Caffè, tutti lo bevono
ma pochi lo conoscono

Ma è vero o no che quando l’espresso è buono tiene a galla lo zucchero? Pare che la risposta, come per molte altre annose questioni, sia un “sì, ma”: lo zucchero, secondo diversi esperti, deve rimanere un poco sospeso sopra una crema di giusto spessore, elastica quanto basta, e il foro creato dopo l’azione del cucchiaino deve richiudersi velocemente. Così non la pensa, comunque, quasi il 70% di consumatori facenti parte del campione intervistato dalla società "Apertamente" per conto dell’Istituto Internazionale Assaggiatori, in collaborazione con la rivista on-line Coffee Taster. La ricerca, condotta al telefono durante tutto il primo semestre 2013 su un campione di 180 adulti di entrambi i sessi distribuiti sul territorio nazionale, ha raccolto dati sulle abitudini, conoscenze e preferenze rispetto a questa tipica bevanda calda che gli italiani considerano di loro proprietà, con l’intento di verificare se ci sia spazio per un eventuale salto di qualità verso un consumo più consapevole, caratterizzato da un’attenzione maggiore alle caratteristiche del prodotto, anche a costo di pagare un prezzo lievemente maggiorato rispetto allo standard.
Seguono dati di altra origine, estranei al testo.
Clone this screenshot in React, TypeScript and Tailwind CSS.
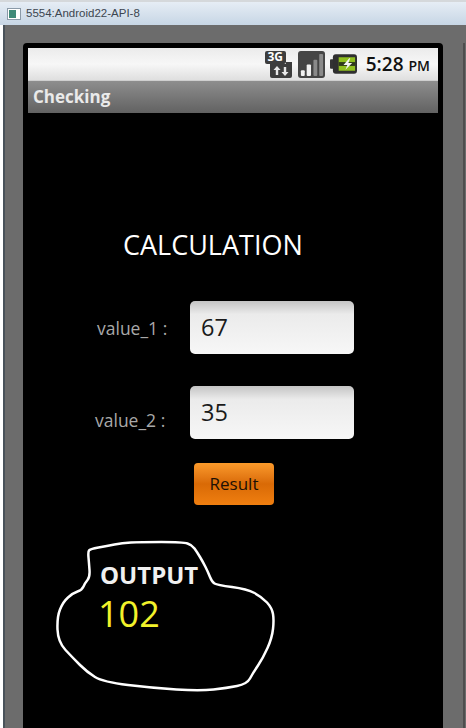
const sans = "font-['Open_Sans','Noto_Sans',sans-serif]";

// hand drawn outline around the output, smoothed through segment midpoints
const outline = [
  [48, 22], [50, 19], [67, 16], [82, 13], [100, 12], [143, 12], [152, 15], [157, 22], [163, 32], [168, 42],
  [172, 52], [177, 55], [207, 59], [222, 67], [232, 78], [234, 90], [232, 108], [223, 128], [213, 143], [207, 154],
  [187, 158], [160, 161], [113, 158], [63, 152], [47, 142], [33, 128], [18, 112], [17, 87], [23, 72], [33, 63],
  [42, 60], [45, 53], [50, 47], [49, 33],
];

const outlinePath = outline
  .map((p, i) => {
    const next = outline[(i + 1) % outline.length];
    const mid = `${(p[0] + next[0]) / 2} ${(p[1] + next[1]) / 2}`;
    return i === 0 ? `M${mid}` : `Q${p[0]} ${p[1]} ${mid}`;
  })
  .join(" ") + ` Q${outline[0][0]} ${outline[0][1]} ${(outline[0][0] + outline[1][0]) / 2} ${(outline[0][1] + outline[1][1]) / 2}Z`;

function FieldRow({ label, value, labelClass, className }: { label: string; value: string; labelClass: string; className: string }) {
  return (
    <div className={`flex items-center ${className}`}>
      <span className={`text-[17.500px] leading-none text-[#a9a9a9] ${labelClass}`}>{label}</span>
      <div className="ml-auto flex h-[53px] w-[164px] items-center rounded-[5px] bg-gradient-to-b from-[#c4c4c4] via-[#ebebeb] via-25% to-[#f7f7f7] pl-[11px] text-[23.500px] text-[#1a1a1a]">
        {value}
      </div>
    </div>
  );
}

function NetworkIcon() {
  return (
    <div className="relative h-[27px] w-[27px]">
      <div className="flex h-[13px] w-[21px] items-center justify-center rounded-[2px] bg-[#3d3d3d] text-[12px] font-bold leading-none text-white">3G</div>
      <svg className="absolute bottom-0 right-0" width="27" height="27" viewBox="0 0 27 27">
        <path d="M5 13h16v-2h6v14a2 2 0 0 1-2 2H7a2 2 0 0 1-2-2z" fill="#3d3d3d" />
        <path d="M12 15l-3.500 4h2.300v5h2.400v-5h2.300z" fill="#e8e8e8" />
        <path d="M20 25l3.500-4h-2.300v-5h-2.400v5h-2.300z" fill="#e8e8e8" />
      </svg>
    </div>
  );
}

function SignalIcon() {
  return (
    <svg width="27" height="27" viewBox="0 0 28 28">
      <rect width="28" height="28" rx="3" fill="#454545" />
      <rect x="3" y="20" width="4" height="6" rx="1" fill="#f2f2f2" />
      <rect x="9" y="14" width="4.500" height="12" rx="1" fill="#f2f2f2" />
      <rect x="16" y="9" width="4" height="17" rx="1" fill="#8a8a8a" />
      <rect x="22" y="3" width="4" height="23" rx="1" fill="#8a8a8a" />
    </svg>
  );
}

function BatteryIcon() {
  return (
    <svg width="27" height="20" viewBox="0 0 28 20">
      <rect x="0" y="5" width="4" height="10" rx="1" fill="#333" />
      <rect x="3" y="0" width="25" height="20" rx="3" fill="#2f2f2f" />
      <rect x="9" y="3" width="17" height="14" fill="#8fbf1f" />
      <rect x="9" y="8" width="17" height="4" fill="#2f3a1a" />
      <path d="M20 4l-6 7h4l-2 5 7-7h-4l2-5z" fill="#f4f4f4" />
    </svg>
  );
}

function Blob() {
  return (
    <svg className="absolute left-[-60px] top-[-31px]" width="250" height="170" viewBox="0 0 250 170">
      <path d={outlinePath} fill="none" stroke="#fff" strokeWidth="2.500" strokeLinejoin="round" />
    </svg>
  );
}

export default function App() {
  return (
    <div className={`flex h-[728px] w-[466px] flex-col overflow-hidden bg-white ${sans}`}>
      <div className="flex h-[25px] shrink-0 items-center gap-[5px] border-t-2 border-[#d5d8db] bg-gradient-to-b from-[#e6edf5] to-[#c7d6e5] pl-[7px]">
        <div className="flex h-[12px] w-[14px] items-center border border-[#8b9aa8] bg-white pl-[1px]">
          <div className="h-[8px] w-[7px] bg-[#3f8a78]" />
        </div>
        <span className="font-['Liberation_Sans',sans-serif] text-[11.500px] text-[#3c4650]">5554:Android22-API-8</span>
      </div>
      <div className="flex min-h-0 flex-1 pl-[3px]">
        <div className="w-[2px] bg-[#49525a]" />
        <div className="flex min-w-0 flex-1 bg-[#6c6c6c] pl-[18px] pt-[18px]">
          <div className="flex w-[420px] flex-col rounded-t-[4px] bg-black px-[5px] pt-[5px]">
            <div className="flex h-[32px] shrink-0 items-center justify-end bg-gradient-to-b from-[#ebebeb] via-[#f7f7f7] to-[#dfdfdf] pr-[8px]">
              <div className="mr-[6px]"><NetworkIcon /></div>
              <div className="mr-[5px]"><SignalIcon /></div>
              <BatteryIcon />
              <span className="ml-[9px] text-[19px] font-semibold leading-none text-[#111]">
                5:28 <span className="text-[14px]">PM</span>
              </span>
            </div>
            <div className="flex h-[33px] shrink-0 items-center border-t border-[#cfcfcf] bg-gradient-to-b from-[#8e8e8e] to-[#626262] pl-[5px] text-[17px] font-bold text-[#eaeaea]">
              Checking
            </div>
            <div className="flex flex-1 flex-col pt-[115px]">
              <div className="ml-[95px] text-[27px] leading-[34px] text-white">CALCULATION</div>
              <FieldRow label="value_1 :" value="67" labelClass="ml-[69px] mt-[2px]" className="mt-[39px] mr-[84px]" />
              <FieldRow label="value_2 :" value="35" labelClass="ml-[67px] mt-[17px]" className="mt-[32px] mr-[84px]" />
              <div className="ml-[166px] mt-[24px] flex h-[42px] w-[80px] items-center justify-center rounded-[4px] bg-gradient-to-b from-[#fb9a2a] via-[#d96a06] to-[#f07f10] text-[17px] text-[#1c1005]">
                Result
              </div>
              <div className="relative ml-[72px] mt-[56px]">
                <Blob />
                <div className="relative text-[24px] font-bold leading-[28px] text-[#f0f0f0]">OUTPUT</div>
                <div className="relative ml-[-2px] text-[36px] leading-[50px] text-[#f2f22a]">102</div>
              </div>
            </div>
          </div>
          <div className="ml-auto mr-[1px] h-full w-[2px] bg-[#4e4e4e]" />
        </div>
      </div>
    </div>
  );
}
Ma le indicazioni non vanno in questa direzione. Se è vero, infatti, che emerge una minoranza più evoluta, la quota più consistente delinea un consumo un po’ meccanico, abitudinario, di chi forse non sa riconoscere la qualità e non mostra, in ogni caso, un particolare interesse a gustare prodotti migliori.
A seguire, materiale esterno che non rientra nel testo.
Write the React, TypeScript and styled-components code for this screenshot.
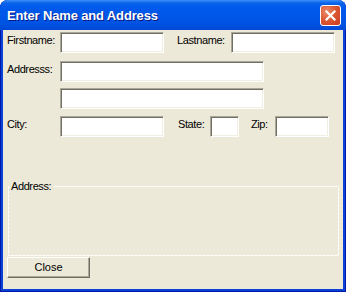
import React from "react";
import styled, { createGlobalStyle } from "styled-components";

const Global = createGlobalStyle`
  html, body { margin: 0; padding: 0; background: #ffffff; }
  * { box-sizing: border-box; }
`;

const Window = styled.div`
  width: 346px;
  height: 292px;
  display: flex;
  flex-direction: column;
  border-radius: 8px 8px 0 0;
  background: #0842d6;
  box-shadow: inset 1px 0 #0019a8, inset -1px 0 #0019a8, inset 0 -1px #0019a8;
  overflow: hidden;
`;

const TitleBar = styled.div`
  height: 30px;
  flex: none;
  display: flex;
  align-items: flex-start;
  padding: 0 5px 0 7px;
  background: linear-gradient(
    180deg,
    #3d8ff7 0px,
    #0a64ea 3px,
    #005aeb 7px,
    #0057e8 50%,
    #0053e2 80%,
    #0048d6 100%
  );
`;

const Title = styled.div`
  margin-top: 8px;
  font-family: "Liberation Sans", Arial, sans-serif;
  font-weight: bold;
  font-size: 13px;
  line-height: 15px;
  letter-spacing: -0.15px;
  color: #ffffff;
  text-shadow: 1px 1px #0a1883;
  white-space: nowrap;
`;

const CloseBox = styled.div`
  margin-left: auto;
  margin-top: 5px;
  width: 21px;
  height: 21px;
  border: 1px solid #ffffff;
  border-radius: 3px;
  background: radial-gradient(circle at 30% 30%, #ec8a6a 0%, #dc5a36 45%, #c8381a 100%);
  display: flex;
  align-items: center;
  justify-content: center;
`;

const Client = styled.div`
  flex: 1;
  margin: 0 3px 3px;
  background: #ece9d8;
  padding: 0 0 0 4px;
  display: flex;
  flex-direction: column;
  font-family: "Liberation Sans", Arial, sans-serif;
  font-size: 11px;
  letter-spacing: -0.4px;
  color: #000000;
`;

const Row = styled.div<{ $top: number }>`
  display: flex;
  align-items: flex-start;
  margin-top: ${(p) => p.$top}px;
  height: 21px;
`;

const Label = styled.label<{ $w: number; $ml?: number }>`
  width: ${(p) => p.$w}px;
  margin-left: ${(p) => p.$ml ?? 0}px;
  padding-top: 2px;
  line-height: 13px;
  white-space: nowrap;
  flex: none;
`;

const Field = styled.input<{ $w: number }>`
  width: ${(p) => p.$w}px;
  height: 21px;
  flex: none;
  margin: 0;
  padding: 0 3px;
  background: #ffffff;
  border: 1px solid;
  border-color: #aca899 #ffffff #ffffff #aca899;
  box-shadow: inset 1px 1px #716f64, inset -1px -1px #f1efe2;
  border-radius: 0;
  outline: none;
  font: inherit;
`;

const Group = styled.fieldset`
  margin: 43px 0 0 1px;
  width: 331px;
  height: 76px;
  padding: 0;
  border: 1px solid #ffffff;
  border-image: repeating-linear-gradient(
      45deg,
      #ffffff 0 2.12px,
      rgba(255, 255, 255, 0.25) 2.12px 2.828px
    )
    1;
`;

const Legend = styled.legend`
  margin-left: 1px;
  padding: 0 2px 0 1px;
  line-height: 13px;
`;

const Button = styled.button`
  margin: 1px 0 0 0;
  width: 83px;
  height: 21px;
  padding: 0;
  background: #ece9d8;
  border: 1px solid;
  border-color: #ffffff #716f64 #716f64 #ffffff;
  box-shadow: inset -1px -1px #aca899;
  border-radius: 0;
  font: inherit;
  color: #000000;
  line-height: 13px;
`;

export default function App() {
  return (
    <>
      <Global />
      <Window>
        <TitleBar>
          <Title>Enter Name and Address</Title>
          <CloseBox>
            <svg width="11" height="11" viewBox="0 0 11 11">
              <path d="M1.5 1.5 L9.5 9.5 M9.5 1.5 L1.5 9.5" stroke="#ffffff" strokeWidth="2.2" strokeLinecap="square" />
            </svg>
          </CloseBox>
        </TitleBar>
        <Client>
          <Row $top={2}>
            <Label $w={53}>Firstname:</Label>
            <Field $w={104} />
            <Label $w={54} $ml={13}>Lastname:</Label>
            <Field $w={104} />
          </Row>
          <Row $top={8}>
            <Label $w={53}>Addresss:</Label>
            <Field $w={204} />
          </Row>
          <Row $top={6}>
            <Label $w={53} />
            <Field $w={204} />
          </Row>
          <Row $top={7}>
            <Label $w={53}>City:</Label>
            <Field $w={104} />
            <Label $w={32} $ml={14}>State:</Label>
            <Field $w={29} />
            <Label $w={24} $ml={12}>Zip:</Label>
            <Field $w={54} />
          </Row>
          <Group>
            <Legend>Address:</Legend>
          </Group>
          <Button>Close</Button>
        </Client>
      </Window>
    </>
  );
}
Il caffè viene consumato dal 78% degli intervistati, mentre il resto opta per altre bevande calde al bar fra caffè d’orzo, ginseng e altro ancora, quota che sale al 91% se vengono considerati solamente i maschi. Si può quindi certamente parlare di un consumo molto ampio e generalizzato. Il 69% del totale non pensa che il caffè sia di migliore qualità se tiene a galla lo zucchero e dimostra, quindi, una scarsa conoscenza dell’abc dell’espresso fatto a regola d’arte. L’86% degli intervistati non consuma a casa cialde e capsule, dato che ha un po’ sorpreso i ricercatori, visto che apparentemente le macchine casalinghe sembrano essere arrivate dappertutto. La stragrande maggioranza del campione (88%) ammette la propria ignoranza sull’esistenza del caffè monorigine, cioè del caffè proveniente da un’unica regione geografica, e fra quel 12% di consumatori più consapevoli spopola la qualità arabica, seguita a una certa distanza dalla robusta, sostanzialmente esaurendo con le due varietà principali le conoscenze sul monorigine.
Il 75% degli intervistati non intende pagare di più un caffè migliore, ma secondo i ricercatori il 25% di possibilisti è una quota interessante. Fra questi la stragrande maggioranza sborserebbe qualcosa in più “per un caffè davvero buono al gusto” (64%) e “di alta qualità” (31%), evidenziando, secondo i curatori dell’indagine, motivazioni un po’ generiche che confermerebbero la scarsa conoscenza del mondo del caffè e quindi l’impossibilità di citare altri indicatori di eventuale eccellenza come, per esempio, la consistenza e il colore della crema, la giusta temperatura e il flavour, ossia la ricchezza e la corposità del gusto.
Così non sorprende che la scelta del bar avvenga in genere per comodità e abitudine: il 18% beve l’espresso sotto casa, il 12% in un bar lungo il tragitto, il 13% sotto l’ufficio, il 5% dove capita. C’è però anche un 14% che beve il caffè in un bar che lo fa buono e l’11% che va alla scoperta di bar consigliati da amici.
Interpellata sull’eventuale miglioramento nel tempo della qualità del caffè del bar, la maggioranza degli intervistati non si mostra in grado di valutare il trend, posizione confermata anche per la successiva domanda focalizzata sull’evoluzione negli ultimi 5 anni. In questo caso la maggioranza (il 74%) ritiene che il caffè non sia né migliorato, né peggiorato e un 15% opta per un generale peggioramento.
Idee più chiare sulla qualità del caffè bevuto al ristorante, che il 59% degli intervistati ritiene peggiore rispetto al bar, forse per i ben noti problemi legati al minor utilizzo delle macchine o semplicemente alla minore vocazione del ristoratore.